• **EXERCISE TASK**:
From the listing below, copy word for word every line starting at the one that includes "Output the component" and ending at the one that includes "pts[0] = [59, 468 - TOP];"; the pictures are omitted.

• **PROVIDED MATERIAL**:
** start **

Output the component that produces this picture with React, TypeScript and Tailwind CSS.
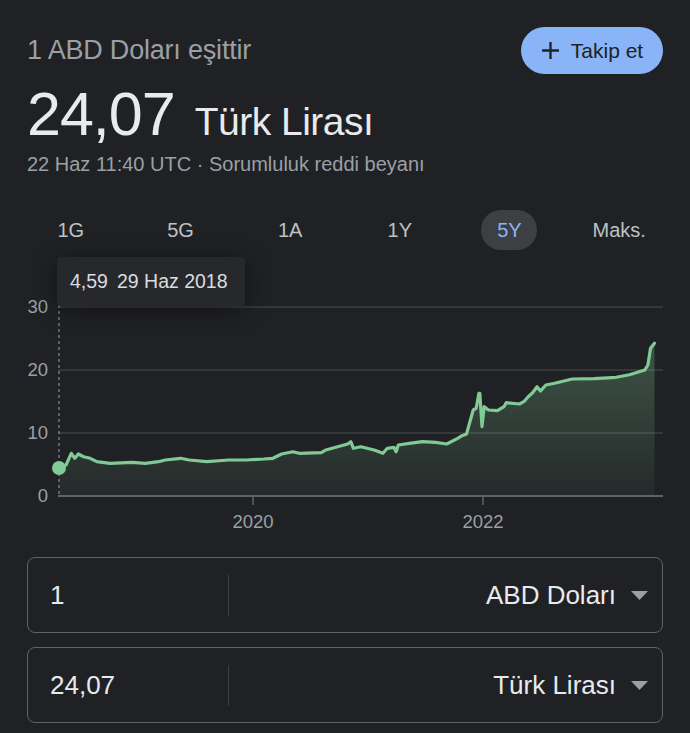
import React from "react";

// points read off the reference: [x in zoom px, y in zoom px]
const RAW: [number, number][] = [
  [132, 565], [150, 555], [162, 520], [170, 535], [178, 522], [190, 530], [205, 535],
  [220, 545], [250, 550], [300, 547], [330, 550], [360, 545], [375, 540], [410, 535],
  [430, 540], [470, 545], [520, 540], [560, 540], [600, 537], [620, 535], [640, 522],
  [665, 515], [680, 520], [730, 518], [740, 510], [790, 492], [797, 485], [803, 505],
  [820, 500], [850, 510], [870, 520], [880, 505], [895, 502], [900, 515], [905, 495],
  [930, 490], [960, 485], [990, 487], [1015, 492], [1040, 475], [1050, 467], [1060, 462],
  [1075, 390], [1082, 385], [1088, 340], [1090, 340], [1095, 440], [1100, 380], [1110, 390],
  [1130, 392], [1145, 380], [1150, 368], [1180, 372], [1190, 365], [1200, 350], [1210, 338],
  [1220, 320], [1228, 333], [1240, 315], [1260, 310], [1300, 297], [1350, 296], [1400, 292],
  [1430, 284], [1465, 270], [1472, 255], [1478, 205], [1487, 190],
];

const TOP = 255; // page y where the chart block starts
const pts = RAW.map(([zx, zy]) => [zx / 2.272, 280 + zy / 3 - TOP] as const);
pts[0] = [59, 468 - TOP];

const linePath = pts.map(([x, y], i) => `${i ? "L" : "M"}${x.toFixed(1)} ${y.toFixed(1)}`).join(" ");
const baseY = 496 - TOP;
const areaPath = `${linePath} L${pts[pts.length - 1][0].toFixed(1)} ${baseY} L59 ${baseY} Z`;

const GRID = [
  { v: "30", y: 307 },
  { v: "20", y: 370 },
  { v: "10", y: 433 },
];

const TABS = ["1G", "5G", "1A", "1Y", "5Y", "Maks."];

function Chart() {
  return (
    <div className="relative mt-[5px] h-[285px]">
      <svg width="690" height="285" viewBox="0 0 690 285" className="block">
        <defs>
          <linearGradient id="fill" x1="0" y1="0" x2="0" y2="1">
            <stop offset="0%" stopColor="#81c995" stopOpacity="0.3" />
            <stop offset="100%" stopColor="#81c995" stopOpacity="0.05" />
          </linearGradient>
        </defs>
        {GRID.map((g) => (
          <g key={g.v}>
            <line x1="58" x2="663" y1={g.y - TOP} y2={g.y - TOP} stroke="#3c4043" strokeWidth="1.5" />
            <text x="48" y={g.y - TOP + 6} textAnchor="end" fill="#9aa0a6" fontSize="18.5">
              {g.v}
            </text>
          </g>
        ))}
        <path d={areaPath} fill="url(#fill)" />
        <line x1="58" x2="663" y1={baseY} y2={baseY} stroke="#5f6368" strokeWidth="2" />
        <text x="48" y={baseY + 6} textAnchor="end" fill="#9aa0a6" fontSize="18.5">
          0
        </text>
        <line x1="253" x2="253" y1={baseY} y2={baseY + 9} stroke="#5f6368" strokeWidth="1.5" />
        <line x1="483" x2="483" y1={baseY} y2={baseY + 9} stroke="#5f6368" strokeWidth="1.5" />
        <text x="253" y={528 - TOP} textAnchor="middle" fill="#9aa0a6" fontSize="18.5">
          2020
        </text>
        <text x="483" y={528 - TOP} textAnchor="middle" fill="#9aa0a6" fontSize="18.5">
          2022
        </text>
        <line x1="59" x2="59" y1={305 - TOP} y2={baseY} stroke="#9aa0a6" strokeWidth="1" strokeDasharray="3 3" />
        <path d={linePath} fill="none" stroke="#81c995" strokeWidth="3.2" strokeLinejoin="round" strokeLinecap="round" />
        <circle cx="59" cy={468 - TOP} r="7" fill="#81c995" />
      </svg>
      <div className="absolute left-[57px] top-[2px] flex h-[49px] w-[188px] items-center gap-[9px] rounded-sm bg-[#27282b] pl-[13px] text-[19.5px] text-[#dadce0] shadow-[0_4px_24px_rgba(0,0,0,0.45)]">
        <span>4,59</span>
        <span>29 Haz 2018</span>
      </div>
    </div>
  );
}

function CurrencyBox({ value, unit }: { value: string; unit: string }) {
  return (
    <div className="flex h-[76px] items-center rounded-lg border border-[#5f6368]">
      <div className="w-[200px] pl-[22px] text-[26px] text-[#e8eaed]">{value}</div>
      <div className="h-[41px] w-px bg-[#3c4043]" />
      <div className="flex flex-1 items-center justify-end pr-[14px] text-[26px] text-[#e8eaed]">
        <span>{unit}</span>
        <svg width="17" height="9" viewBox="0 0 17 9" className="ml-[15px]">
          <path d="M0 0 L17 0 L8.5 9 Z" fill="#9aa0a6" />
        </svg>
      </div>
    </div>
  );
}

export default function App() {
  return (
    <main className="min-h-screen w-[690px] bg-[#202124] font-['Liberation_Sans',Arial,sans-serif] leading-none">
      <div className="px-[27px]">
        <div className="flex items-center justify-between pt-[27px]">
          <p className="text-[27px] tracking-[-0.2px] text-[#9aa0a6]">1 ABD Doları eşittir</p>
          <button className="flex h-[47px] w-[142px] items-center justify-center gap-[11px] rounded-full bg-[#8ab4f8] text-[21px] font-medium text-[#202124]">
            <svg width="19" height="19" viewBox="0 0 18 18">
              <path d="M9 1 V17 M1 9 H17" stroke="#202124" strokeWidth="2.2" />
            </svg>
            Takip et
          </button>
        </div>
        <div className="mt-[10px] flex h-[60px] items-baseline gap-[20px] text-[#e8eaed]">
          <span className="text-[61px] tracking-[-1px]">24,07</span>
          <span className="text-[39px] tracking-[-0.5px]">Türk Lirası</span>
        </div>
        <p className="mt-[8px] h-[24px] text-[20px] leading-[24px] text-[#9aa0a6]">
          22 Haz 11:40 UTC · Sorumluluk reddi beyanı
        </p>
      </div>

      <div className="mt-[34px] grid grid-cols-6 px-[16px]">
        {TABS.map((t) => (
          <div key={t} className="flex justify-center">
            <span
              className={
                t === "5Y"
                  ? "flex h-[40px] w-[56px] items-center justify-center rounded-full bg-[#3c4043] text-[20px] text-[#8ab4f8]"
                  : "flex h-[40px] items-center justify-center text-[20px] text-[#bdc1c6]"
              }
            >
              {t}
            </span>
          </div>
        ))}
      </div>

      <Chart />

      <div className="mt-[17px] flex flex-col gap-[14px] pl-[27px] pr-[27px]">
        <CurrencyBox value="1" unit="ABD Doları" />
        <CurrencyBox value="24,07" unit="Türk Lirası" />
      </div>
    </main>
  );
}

** end **
** start **

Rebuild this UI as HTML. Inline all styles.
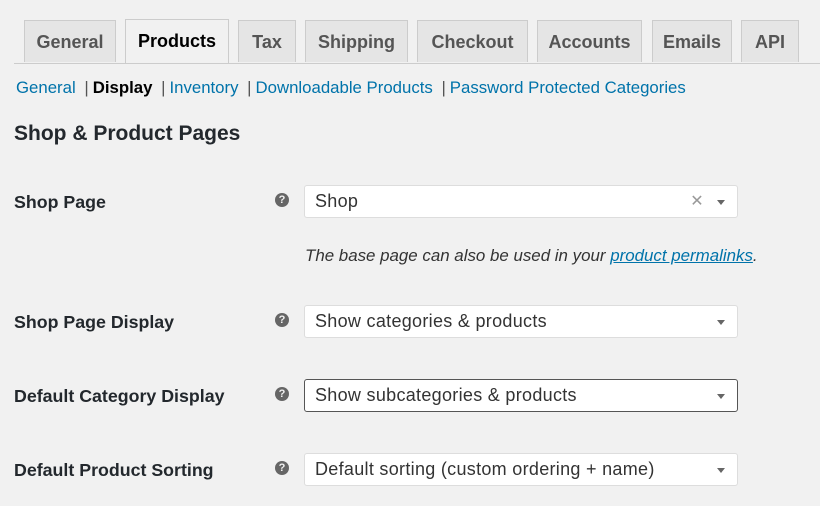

** end **
** start **

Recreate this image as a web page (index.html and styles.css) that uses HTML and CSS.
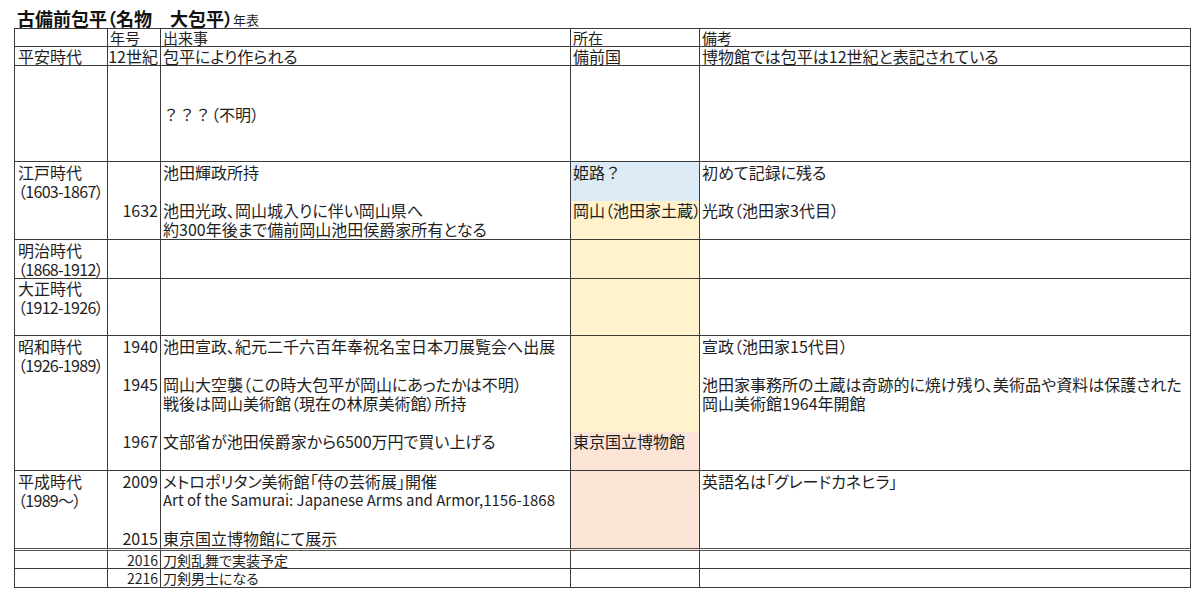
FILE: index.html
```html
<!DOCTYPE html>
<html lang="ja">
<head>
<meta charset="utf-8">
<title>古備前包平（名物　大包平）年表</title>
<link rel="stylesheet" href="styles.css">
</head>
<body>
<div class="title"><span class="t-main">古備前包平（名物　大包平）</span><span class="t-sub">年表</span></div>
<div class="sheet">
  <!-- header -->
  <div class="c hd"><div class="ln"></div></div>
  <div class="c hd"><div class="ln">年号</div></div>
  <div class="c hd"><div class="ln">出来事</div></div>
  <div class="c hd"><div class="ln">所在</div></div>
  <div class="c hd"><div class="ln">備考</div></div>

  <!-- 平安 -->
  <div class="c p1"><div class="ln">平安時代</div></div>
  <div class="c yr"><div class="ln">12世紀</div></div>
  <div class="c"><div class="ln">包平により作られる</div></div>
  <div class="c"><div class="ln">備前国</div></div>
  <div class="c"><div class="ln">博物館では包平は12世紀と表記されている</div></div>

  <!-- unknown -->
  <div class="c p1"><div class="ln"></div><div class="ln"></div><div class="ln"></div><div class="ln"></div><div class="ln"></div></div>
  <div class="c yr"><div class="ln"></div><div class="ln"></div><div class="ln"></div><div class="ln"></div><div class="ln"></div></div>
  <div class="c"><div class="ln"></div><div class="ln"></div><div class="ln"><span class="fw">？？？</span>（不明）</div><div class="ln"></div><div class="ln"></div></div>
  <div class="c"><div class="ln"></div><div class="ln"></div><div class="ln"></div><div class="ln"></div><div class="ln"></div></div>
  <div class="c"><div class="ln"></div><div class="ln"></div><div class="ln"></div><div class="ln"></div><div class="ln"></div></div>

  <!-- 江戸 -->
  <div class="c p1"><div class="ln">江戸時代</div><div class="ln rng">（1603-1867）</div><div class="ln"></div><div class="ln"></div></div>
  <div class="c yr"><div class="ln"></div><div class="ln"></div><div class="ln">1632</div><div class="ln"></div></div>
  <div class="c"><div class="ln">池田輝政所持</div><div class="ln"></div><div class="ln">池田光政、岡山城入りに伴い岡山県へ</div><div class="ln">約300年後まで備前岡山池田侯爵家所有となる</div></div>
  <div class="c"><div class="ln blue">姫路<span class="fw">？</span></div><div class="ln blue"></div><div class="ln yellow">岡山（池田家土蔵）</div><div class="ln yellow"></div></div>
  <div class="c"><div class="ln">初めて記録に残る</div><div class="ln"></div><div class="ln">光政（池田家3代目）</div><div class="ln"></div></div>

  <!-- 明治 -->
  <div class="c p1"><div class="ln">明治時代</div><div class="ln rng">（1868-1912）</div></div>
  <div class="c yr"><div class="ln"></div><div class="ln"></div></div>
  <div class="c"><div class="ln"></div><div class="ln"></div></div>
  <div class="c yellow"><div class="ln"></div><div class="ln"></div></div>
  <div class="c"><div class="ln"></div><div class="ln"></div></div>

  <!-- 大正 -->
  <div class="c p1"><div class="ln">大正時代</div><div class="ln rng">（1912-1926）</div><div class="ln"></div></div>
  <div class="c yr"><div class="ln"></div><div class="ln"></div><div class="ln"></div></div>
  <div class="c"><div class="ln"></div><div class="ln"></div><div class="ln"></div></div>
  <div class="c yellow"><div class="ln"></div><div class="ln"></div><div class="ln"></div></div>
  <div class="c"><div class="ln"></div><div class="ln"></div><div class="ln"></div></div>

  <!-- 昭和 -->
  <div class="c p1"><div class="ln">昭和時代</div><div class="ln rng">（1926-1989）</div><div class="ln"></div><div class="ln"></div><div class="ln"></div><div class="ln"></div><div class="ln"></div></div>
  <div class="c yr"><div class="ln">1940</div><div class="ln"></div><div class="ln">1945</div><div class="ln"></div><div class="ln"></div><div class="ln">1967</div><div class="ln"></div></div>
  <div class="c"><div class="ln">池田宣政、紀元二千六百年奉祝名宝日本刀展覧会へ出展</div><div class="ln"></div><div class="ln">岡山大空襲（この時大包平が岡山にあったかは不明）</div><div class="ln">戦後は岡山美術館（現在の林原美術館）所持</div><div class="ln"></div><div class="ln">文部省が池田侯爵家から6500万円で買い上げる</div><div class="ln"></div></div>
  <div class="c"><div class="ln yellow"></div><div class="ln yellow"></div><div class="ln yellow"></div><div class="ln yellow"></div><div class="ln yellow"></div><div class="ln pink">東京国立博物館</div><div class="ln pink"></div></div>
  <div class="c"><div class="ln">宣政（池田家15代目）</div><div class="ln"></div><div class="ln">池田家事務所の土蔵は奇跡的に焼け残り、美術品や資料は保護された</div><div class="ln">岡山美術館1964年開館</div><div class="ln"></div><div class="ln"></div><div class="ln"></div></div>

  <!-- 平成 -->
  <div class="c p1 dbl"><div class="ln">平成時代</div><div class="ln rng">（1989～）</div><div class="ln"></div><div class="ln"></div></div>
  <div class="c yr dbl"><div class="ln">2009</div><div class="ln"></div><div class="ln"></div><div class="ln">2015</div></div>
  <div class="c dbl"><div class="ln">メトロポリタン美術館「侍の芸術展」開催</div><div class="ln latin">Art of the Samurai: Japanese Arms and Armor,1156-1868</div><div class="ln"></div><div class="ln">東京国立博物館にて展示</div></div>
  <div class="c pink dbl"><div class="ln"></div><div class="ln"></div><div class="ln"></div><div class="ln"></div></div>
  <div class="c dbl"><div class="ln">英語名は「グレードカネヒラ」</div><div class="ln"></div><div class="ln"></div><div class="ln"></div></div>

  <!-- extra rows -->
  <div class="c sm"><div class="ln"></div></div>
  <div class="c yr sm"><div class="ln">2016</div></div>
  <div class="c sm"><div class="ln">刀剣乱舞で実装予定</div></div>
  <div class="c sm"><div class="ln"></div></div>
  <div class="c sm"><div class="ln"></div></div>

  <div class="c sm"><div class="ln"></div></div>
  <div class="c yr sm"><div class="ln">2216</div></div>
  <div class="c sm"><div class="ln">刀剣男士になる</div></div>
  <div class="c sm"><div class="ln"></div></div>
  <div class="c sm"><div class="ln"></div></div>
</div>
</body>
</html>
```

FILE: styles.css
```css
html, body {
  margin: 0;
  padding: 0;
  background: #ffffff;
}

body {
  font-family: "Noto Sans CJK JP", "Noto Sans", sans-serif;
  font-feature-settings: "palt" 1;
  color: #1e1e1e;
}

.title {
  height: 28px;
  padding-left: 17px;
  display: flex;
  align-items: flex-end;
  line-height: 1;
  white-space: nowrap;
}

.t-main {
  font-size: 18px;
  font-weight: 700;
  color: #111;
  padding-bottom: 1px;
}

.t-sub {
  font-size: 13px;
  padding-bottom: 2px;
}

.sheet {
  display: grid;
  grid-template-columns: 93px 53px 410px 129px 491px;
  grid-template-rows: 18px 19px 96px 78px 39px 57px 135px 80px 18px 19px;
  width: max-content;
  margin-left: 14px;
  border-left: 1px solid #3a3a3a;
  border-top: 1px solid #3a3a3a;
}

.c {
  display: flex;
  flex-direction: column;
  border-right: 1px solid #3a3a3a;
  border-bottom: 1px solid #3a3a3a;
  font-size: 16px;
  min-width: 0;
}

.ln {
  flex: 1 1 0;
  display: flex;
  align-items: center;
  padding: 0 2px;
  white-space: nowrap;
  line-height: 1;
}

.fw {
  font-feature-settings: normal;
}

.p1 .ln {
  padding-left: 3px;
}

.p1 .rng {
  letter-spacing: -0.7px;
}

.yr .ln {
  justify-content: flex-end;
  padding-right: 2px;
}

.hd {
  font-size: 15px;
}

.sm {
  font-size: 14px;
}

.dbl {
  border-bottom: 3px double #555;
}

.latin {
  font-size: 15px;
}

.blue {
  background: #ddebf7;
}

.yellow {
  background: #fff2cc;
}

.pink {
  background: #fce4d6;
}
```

** end **

• **REPLY**:
Output the component that produces this picture with React, TypeScript and Tailwind CSS.
import React from "react";

// points read off the reference: [x in zoom px, y in zoom px]
const RAW: [number, number][] = [
  [132, 565], [150, 555], [162, 520], [170, 535], [178, 522], [190, 530], [205, 535],
  [220, 545], [250, 550], [300, 547], [330, 550], [360, 545], [375, 540], [410, 535],
  [430, 540], [470, 545], [520, 540], [560, 540], [600, 537], [620, 535], [640, 522],
  [665, 515], [680, 520], [730, 518], [740, 510], [790, 492], [797, 485], [803, 505],
  [820, 500], [850, 510], [870, 520], [880, 505], [895, 502], [900, 515], [905, 495],
  [930, 490], [960, 485], [990, 487], [1015, 492], [1040, 475], [1050, 467], [1060, 462],
  [1075, 390], [1082, 385], [1088, 340], [1090, 340], [1095, 440], [1100, 380], [1110, 390],
  [1130, 392], [1145, 380], [1150, 368], [1180, 372], [1190, 365], [1200, 350], [1210, 338],
  [1220, 320], [1228, 333], [1240, 315], [1260, 310], [1300, 297], [1350, 296], [1400, 292],
  [1430, 284], [1465, 270], [1472, 255], [1478, 205], [1487, 190],
];

const TOP = 255; // page y where the chart block starts
const pts = RAW.map(([zx, zy]) => [zx / 2.272, 280 + zy / 3 - TOP] as const);
pts[0] = [59, 468 - TOP];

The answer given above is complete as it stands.